Why the most beautiful statements about clean, cheap and secure energy have failed for 25 years due to physics, economics and geopolitics
Since the passage of the Renewable Energy Sources Act in 2000, Germany's energy transition has been communicated in a very specific tone. It is clean, it makes us independent, it will be cheaper, and the energy supply is guaranteed anyway. For over a quarter of a century, these four sentences have formed the rhetorical backbone of a transformation that is historically unique in its scale: A highly developed industrial nation with a primary energy consumption of around 3,200 terawatt-hours and an export-oriented value chain is converting its entire energy system to weather-dependent generation. This is not a political detail, but a large-scale macroeconomic experiment with implications for competitiveness, distribution, public finances, and the foreign trade balance.
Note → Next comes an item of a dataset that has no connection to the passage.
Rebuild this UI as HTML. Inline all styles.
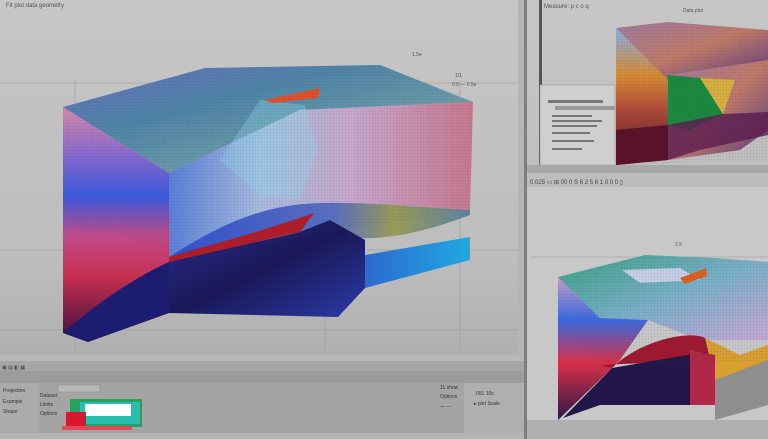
<!DOCTYPE html>
<html><head><meta charset="utf-8"><style>
html,body{margin:0;padding:0;width:768px;height:439px;overflow:hidden;background:#c3c3c3;font-family:"Liberation Sans",sans-serif}
svg{display:block}
</style></head><body>
<svg width="768" height="439" viewBox="0 0 768 439" xmlns="http://www.w3.org/2000/svg">
<defs>
<pattern id="mesh" width="3" height="3" patternUnits="userSpaceOnUse"><path d="M0 0H3M0 0V3" stroke="#334" stroke-opacity=".22" stroke-width=".5" fill="none"/></pattern>
<linearGradient id="bg" x1="0" y1="0" x2="0" y2="1"><stop offset="0" stop-color="#c6c6c6"/><stop offset=".6" stop-color="#bdbdbd"/><stop offset="1" stop-color="#a3a3a3"/></linearGradient>
<linearGradient id="left" x1="0" y1="0" x2="0" y2="1"><stop offset="0" stop-color="#d88aa8"/><stop offset=".2" stop-color="#8a6ad0"/><stop offset=".38" stop-color="#3c5ae0"/><stop offset=".55" stop-color="#c04a88"/><stop offset=".72" stop-color="#c83050"/><stop offset="1" stop-color="#3a1040"/></linearGradient>
<linearGradient id="top" x1="0" y1="0" x2="1" y2="1"><stop offset="0" stop-color="#6a6ec0"/><stop offset=".35" stop-color="#4f84a8"/><stop offset=".7" stop-color="#6ea0a8"/><stop offset="1" stop-color="#8a98c0"/></linearGradient>
<linearGradient id="front" x1="0" y1="0" x2="1" y2="0"><stop offset="0" stop-color="#5a80d8"/><stop offset=".3" stop-color="#a8bce0"/><stop offset=".6" stop-color="#c8a8cc"/><stop offset="1" stop-color="#c87890"/></linearGradient>
<linearGradient id="navy" x1="0" y1="0" x2="1" y2="1"><stop offset="0" stop-color="#2a2c90"/><stop offset=".5" stop-color="#1a1858"/><stop offset="1" stop-color="#2a3aa8"/></linearGradient>
<linearGradient id="cyan" x1="0" y1="0" x2="1" y2="0"><stop offset="0" stop-color="#2c6ad0"/><stop offset="1" stop-color="#20a8e0"/></linearGradient>
<linearGradient id="wave" x1="0" y1="0" x2="1" y2="0"><stop offset="0" stop-color="#3050d0"/><stop offset=".55" stop-color="#5a70c0"/><stop offset=".75" stop-color="#9a9a58"/><stop offset="1" stop-color="#5a80a0"/></linearGradient>
<linearGradient id="tr" x1="0" y1="0" x2="0" y2="1"><stop offset="0" stop-color="#8ab0e8"/><stop offset=".35" stop-color="#d88a30"/><stop offset=".6" stop-color="#b04a38"/><stop offset="1" stop-color="#4a1028"/></linearGradient>
<linearGradient id="tr2" x1="0" y1="0" x2="1" y2="1"><stop offset="0" stop-color="#a07aa0"/><stop offset=".5" stop-color="#c07a68"/><stop offset="1" stop-color="#5a3a80"/></linearGradient>
<linearGradient id="brl" x1="0" y1="0" x2="0" y2="1"><stop offset="0" stop-color="#c8a0c8"/><stop offset=".3" stop-color="#3a6ae0"/><stop offset=".6" stop-color="#d8304a"/><stop offset="1" stop-color="#2a1848"/></linearGradient>
<linearGradient id="brt" x1="0" y1="0" x2="1" y2="1"><stop offset="0" stop-color="#3aa080"/><stop offset=".5" stop-color="#78b0c8"/><stop offset="1" stop-color="#c8a8d8"/></linearGradient>
</defs>
<rect width="768" height="439" fill="url(#bg)"/>
<g stroke="#9a9a9a" stroke-width=".6">
<line x1="0" y1="83" x2="520" y2="83"/><line x1="0" y1="250" x2="520" y2="250"/><line x1="0" y1="330" x2="520" y2="330"/>
<line x1="75" y1="80" x2="75" y2="350"/><line x1="325" y1="80" x2="325" y2="350"/><line x1="460" y1="80" x2="460" y2="350"/>
</g>
<text x="6" y="7" font-size="6" fill="#555">Fit plot data geometry</text>
<text x="412" y="56" font-size="5" fill="#555">1.5e</text>
<text x="455" y="77" font-size="5" fill="#555">1/1</text>
<text x="452" y="86" font-size="5" fill="#555">0.5 — 0.5e</text>

<!-- main shape -->
<polygon points="63,107 169,173 169,313 88,342 63,333" fill="url(#left)"/>
<path d="M63,333 C100,300 140,275 169,262 L169,313 L88,342 Z" fill="#1c1c70"/>
<polygon points="63,107 205,68 380,65 473,102 300,110 169,173" fill="url(#top)"/>
<polygon points="169,173 300,110 473,102 470,210 360,205 169,257" fill="url(#front)"/>
<polygon points="260,100 305,105 318,150 300,200 260,195 220,160" fill="#8ed8ec" opacity=".35"/>
<polygon points="265,100 320,88 318,98 272,103" fill="#e0502a"/>
<path d="M169,257 C220,225 260,205 320,203 C380,202 420,208 470,210 L470,215 C430,230 380,245 330,235 C290,225 250,245 169,262 Z" fill="url(#wave)"/>
<path d="M169,257 C210,245 250,235 314,213 L300,232 C260,240 220,252 169,265 Z" fill="#b01c28"/>
<polygon points="169,262 300,232 330,220 365,240 365,288 338,317 169,313" fill="url(#navy)"/>
<polygon points="365,255 470,237 470,260 365,288" fill="url(#cyan)"/>
<polygon points="63,107 205,68 380,65 473,102 470,210 169,257 169,173" fill="url(#mesh)"/>
<polygon points="63,107 169,173 169,250 63,220" fill="url(#mesh)"/>

<!-- panel dividers -->
<rect x="518" y="0" width="8" height="360" fill="#b5b5b5"/>
<rect x="524" y="0" width="3" height="439" fill="#7e7e7e"/>
<rect x="539" y="0" width="3" height="165" fill="#555"/>
<text x="544" y="8" font-size="6" fill="#555">Measure: p  c  o  q</text>
<text x="683" y="12" font-size="5" fill="#555">Data plot</text>
<rect x="540" y="85" width="75" height="80" fill="#cfcfcf" stroke="#999" stroke-width=".6"/>
<g fill="#777"><rect x="548" y="100" width="55" height="3"/><rect x="555" y="106" width="60" height="4" fill="#999"/><rect x="552" y="115" width="40" height="2"/><rect x="552" y="120" width="50" height="2"/><rect x="552" y="125" width="45" height="2"/><rect x="552" y="132" width="38" height="2"/><rect x="552" y="140" width="42" height="2"/><rect x="552" y="148" width="30" height="2"/></g>
<polygon points="616,28 668,22 768,30 768,75 690,75 668,80" fill="url(#tr2)"/>
<polygon points="616,28 668,80 668,160 616,165" fill="url(#tr)"/>
<polygon points="668,75 768,60 768,130 740,150 668,160" fill="url(#tr2)"/>
<polygon points="668,75 700,78 723,114 690,130 668,125" fill="#1a8a3e"/>
<polygon points="700,78 735,80 723,114" fill="#d8b040"/>
<polygon points="668,125 723,114 768,112 768,135 700,150 668,160" fill="#5a1a50" opacity=".8"/>
<polygon points="616,130 668,125 668,160 616,165" fill="#5a1028"/>
<polygon points="616,28 668,22 768,30 768,160 616,165" fill="url(#mesh)"/>
<rect x="527" y="165" width="241" height="8" fill="#a8a8a8"/>
<rect x="527" y="173" width="241" height="14" fill="#bdbdbd"/>
<text x="530" y="184" font-size="6" fill="#444">0.025  ▭  ⊞ 00 0 S 6 2 5 8 1 0 0 0 ▯</text>
<rect x="527" y="187" width="241" height="252" fill="#c8c8c8"/>
<line x1="530" y1="257" x2="768" y2="257" stroke="#999" stroke-width=".6"/>
<text x="675" y="246" font-size="5" fill="#555">2.5</text>
<polygon points="558,277 645,255 715,258 768,262 768,340 700,340 648,320 600,318 558,290" fill="url(#brt)"/>
<polygon points="622,270 680,268 700,280 640,283" fill="#c8d0e8"/>
<polygon points="680,278 706,268 707,276 685,284" fill="#e06020"/>
<polygon points="558,277 600,318 648,320 620,360 612,368 558,420" fill="url(#brl)"/>
<path d="M612,368 C640,340 690,330 705,338 L720,365 L768,380 L768,390 L715,360 L600,365 Z" fill="#a01830"/>
<polygon points="705,338 740,355 768,345 768,385 715,380" fill="#d8a030"/>
<polygon points="563,418 612,368 705,352 715,360 715,405 600,405" fill="#221648"/>
<polygon points="690,350 715,355 715,405 690,405" fill="#b02848"/>
<polygon points="715,380 768,360 768,405 715,420" fill="#8e8e8e"/>
<polygon points="558,277 645,255 768,262 768,360 612,368 558,330" fill="url(#mesh)"/>
<rect x="527" y="420" width="241" height="19" fill="#b0b0b0"/>

<rect x="0" y="355" width="524" height="6" fill="#b8b8b8"/>
<rect x="0" y="361" width="524" height="10" fill="#a6a6a6"/>
<text x="2" y="369" font-size="5" fill="#444">▣ ▤  ◧ ▦</text>
<rect x="0" y="371" width="524" height="12" fill="#9c9c9c"/>
<rect x="0" y="383" width="524" height="50" fill="#a4a4a4"/>
<rect x="0" y="383" width="38" height="50" fill="#ababab"/>
<text x="3" y="392" font-size="5" fill="#333">Projection</text>
<text x="3" y="403" font-size="5" fill="#333">Example</text>
<text x="3" y="413" font-size="5" fill="#333">Shape</text>
<text x="40" y="397" font-size="5" fill="#333">Dataset</text>
<text x="40" y="406" font-size="5" fill="#333">Limits</text>
<text x="40" y="415" font-size="5" fill="#333">Options</text>
<rect x="58" y="385" width="42" height="7" fill="#b8b8b8" stroke="#888" stroke-width=".5"/>
<rect x="70" y="399" width="72" height="28" fill="#2aa060"/>
<rect x="80" y="402" width="60" height="22" fill="#29bfb0"/>
<rect x="85" y="404" width="46" height="12" fill="#fff"/>
<rect x="66" y="412" width="20" height="14" fill="#d8182c"/>
<rect x="62" y="426" width="70" height="4" fill="#e04a5a"/>
<text x="440" y="389" font-size="5" fill="#333">11 show</text>
<text x="440" y="398" font-size="5" fill="#333">Options</text>
<text x="440" y="408" font-size="5" fill="#333">—  —</text>
<rect x="464" y="383" width="60" height="50" fill="#afafaf"/>
<text x="476" y="395" font-size="5" fill="#333">001 10s</text>
<text x="474" y="405" font-size="5" fill="#333">▸ plot Scale</text>
<rect x="0" y="433" width="524" height="6" fill="#b4b4b4"/>
</svg>
</body></html>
Economic integrity dictates a distinction between three categories: statements that withstand empirical scrutiny; statements that are true in individual segments but are misleadingly condensed within the systemic context; and statements that are simply false or have long since been refuted by the available data. This very distinction is regularly lacking in public debate. This analysis consistently applies this distinction without any ideological bias towards the left or right.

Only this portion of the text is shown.